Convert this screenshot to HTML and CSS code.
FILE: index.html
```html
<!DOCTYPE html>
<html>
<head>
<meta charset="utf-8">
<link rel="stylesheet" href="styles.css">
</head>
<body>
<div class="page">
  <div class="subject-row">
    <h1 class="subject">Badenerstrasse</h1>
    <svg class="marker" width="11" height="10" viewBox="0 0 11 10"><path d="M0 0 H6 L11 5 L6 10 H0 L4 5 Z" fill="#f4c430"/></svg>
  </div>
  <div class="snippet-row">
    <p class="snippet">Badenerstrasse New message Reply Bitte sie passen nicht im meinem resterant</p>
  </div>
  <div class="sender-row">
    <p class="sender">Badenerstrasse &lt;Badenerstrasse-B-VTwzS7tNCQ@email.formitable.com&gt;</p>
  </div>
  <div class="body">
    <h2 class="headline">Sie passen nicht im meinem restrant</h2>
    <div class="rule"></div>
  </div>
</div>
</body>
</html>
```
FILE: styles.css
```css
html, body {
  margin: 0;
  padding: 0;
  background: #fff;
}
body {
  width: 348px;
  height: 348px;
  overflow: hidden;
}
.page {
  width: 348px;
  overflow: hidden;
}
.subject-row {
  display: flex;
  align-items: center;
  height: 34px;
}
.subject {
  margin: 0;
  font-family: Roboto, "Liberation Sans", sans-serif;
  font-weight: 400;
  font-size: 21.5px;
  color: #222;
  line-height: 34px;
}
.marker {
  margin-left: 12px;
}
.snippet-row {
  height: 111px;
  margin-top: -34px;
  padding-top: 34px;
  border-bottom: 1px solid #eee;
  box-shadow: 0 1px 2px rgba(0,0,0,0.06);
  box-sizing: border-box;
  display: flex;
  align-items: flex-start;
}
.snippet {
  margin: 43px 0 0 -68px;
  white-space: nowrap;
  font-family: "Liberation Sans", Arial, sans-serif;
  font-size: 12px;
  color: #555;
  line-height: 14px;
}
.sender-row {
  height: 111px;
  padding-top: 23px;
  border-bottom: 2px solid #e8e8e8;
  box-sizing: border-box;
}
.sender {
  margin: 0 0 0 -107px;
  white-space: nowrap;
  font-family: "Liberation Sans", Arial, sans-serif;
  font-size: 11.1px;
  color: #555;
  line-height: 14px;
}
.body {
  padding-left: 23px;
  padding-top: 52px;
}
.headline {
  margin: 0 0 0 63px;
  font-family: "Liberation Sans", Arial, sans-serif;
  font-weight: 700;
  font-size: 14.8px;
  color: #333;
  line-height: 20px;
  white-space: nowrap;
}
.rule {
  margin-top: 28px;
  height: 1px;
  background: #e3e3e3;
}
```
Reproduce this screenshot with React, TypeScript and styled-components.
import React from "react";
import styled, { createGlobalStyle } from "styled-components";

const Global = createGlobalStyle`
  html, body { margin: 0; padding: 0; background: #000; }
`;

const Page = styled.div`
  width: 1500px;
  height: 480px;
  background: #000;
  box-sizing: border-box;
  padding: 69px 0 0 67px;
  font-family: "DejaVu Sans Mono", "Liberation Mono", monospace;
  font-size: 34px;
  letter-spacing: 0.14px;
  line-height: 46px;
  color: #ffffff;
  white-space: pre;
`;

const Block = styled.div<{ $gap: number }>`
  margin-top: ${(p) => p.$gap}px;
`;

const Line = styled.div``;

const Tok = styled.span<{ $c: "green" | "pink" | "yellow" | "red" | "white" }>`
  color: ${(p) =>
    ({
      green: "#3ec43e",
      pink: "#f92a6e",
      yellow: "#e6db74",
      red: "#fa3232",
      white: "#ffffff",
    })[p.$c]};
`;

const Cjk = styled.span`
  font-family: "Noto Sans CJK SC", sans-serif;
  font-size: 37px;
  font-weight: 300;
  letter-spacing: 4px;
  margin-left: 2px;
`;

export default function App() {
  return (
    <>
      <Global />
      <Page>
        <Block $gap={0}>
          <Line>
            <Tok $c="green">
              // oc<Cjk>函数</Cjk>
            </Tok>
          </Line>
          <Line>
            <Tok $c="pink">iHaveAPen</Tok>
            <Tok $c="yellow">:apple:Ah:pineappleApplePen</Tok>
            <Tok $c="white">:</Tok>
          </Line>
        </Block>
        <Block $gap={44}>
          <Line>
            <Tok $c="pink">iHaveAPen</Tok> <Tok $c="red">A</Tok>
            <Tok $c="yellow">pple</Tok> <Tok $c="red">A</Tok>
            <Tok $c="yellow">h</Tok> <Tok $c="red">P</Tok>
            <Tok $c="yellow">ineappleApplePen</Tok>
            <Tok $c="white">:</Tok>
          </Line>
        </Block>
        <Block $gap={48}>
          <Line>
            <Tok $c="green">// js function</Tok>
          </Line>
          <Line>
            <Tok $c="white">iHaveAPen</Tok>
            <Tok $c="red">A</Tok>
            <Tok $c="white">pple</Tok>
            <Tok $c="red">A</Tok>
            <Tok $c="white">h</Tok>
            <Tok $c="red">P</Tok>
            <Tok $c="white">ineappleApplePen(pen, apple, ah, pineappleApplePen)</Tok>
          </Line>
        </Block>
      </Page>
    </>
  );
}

========================

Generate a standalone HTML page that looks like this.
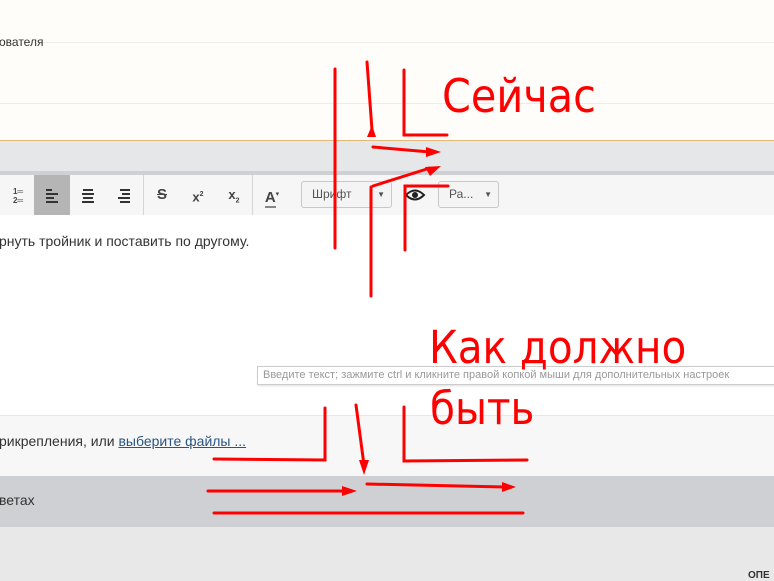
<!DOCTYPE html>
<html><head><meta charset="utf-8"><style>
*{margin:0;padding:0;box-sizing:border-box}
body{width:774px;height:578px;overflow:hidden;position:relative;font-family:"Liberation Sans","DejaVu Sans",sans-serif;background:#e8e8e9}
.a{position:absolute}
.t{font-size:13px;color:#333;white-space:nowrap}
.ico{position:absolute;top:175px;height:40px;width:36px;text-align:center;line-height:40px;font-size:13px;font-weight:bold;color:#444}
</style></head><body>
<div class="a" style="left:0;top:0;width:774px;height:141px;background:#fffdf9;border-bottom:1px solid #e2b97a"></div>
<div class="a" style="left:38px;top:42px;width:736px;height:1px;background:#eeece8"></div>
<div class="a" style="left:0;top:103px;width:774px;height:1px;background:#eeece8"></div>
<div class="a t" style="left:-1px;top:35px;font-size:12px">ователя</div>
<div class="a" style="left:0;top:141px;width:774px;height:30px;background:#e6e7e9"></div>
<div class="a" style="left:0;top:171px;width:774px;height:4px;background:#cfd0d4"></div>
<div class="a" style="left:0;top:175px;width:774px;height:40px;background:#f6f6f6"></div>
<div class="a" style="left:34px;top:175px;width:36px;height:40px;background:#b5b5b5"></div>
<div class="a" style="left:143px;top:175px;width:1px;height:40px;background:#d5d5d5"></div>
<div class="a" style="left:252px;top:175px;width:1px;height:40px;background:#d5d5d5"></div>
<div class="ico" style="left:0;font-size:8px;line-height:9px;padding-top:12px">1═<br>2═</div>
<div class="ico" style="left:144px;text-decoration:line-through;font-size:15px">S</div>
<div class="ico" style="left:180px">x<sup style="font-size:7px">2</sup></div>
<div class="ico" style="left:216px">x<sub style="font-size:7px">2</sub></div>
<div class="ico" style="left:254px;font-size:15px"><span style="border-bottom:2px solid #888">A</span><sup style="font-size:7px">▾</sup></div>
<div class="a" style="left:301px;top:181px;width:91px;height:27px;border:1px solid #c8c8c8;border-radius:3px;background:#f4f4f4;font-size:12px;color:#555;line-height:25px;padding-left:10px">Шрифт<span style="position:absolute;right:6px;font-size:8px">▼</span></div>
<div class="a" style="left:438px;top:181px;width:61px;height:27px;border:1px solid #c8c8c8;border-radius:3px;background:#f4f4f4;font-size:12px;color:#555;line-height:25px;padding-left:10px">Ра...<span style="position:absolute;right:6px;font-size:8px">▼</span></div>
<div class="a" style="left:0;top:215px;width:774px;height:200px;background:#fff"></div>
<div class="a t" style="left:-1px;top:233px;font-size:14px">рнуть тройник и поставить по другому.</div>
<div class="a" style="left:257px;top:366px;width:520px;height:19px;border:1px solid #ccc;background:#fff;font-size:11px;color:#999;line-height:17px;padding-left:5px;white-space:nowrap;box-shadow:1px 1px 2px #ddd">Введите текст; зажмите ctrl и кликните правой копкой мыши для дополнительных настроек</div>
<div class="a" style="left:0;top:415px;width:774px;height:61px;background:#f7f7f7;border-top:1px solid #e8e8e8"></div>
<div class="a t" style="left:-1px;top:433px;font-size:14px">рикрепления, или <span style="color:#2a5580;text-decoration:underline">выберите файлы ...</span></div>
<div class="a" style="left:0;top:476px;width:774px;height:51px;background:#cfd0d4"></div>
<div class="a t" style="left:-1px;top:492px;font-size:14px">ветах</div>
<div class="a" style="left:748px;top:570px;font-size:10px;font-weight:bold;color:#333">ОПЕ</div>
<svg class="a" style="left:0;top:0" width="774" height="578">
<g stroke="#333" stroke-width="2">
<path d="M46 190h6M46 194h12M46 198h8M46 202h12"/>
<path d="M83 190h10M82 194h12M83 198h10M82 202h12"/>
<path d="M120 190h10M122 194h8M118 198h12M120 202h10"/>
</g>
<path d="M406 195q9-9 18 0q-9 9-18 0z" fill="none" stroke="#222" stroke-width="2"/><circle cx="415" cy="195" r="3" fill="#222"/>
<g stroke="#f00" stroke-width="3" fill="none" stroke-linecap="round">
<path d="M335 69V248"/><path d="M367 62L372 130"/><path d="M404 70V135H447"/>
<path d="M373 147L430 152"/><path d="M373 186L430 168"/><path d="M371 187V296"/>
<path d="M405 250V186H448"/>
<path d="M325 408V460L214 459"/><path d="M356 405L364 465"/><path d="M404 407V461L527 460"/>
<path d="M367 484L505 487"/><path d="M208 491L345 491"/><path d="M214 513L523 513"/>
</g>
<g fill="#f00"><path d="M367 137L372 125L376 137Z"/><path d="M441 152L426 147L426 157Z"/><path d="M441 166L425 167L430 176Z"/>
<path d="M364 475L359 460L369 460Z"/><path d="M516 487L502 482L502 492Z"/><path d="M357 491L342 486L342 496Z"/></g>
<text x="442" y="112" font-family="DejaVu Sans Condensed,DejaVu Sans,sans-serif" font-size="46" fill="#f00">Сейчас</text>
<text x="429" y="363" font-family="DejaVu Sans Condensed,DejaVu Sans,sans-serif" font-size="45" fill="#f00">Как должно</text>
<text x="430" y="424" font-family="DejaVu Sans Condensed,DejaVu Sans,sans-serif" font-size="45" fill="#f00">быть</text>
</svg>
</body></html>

========================

◆ PROBLEM DESCRIPTION
Which lines include the word "React"? Copy every one of them.

◆ WRITTEN RESPONSE
Reproduce this screenshot with React, TypeScript and styled-components.
import React from "react";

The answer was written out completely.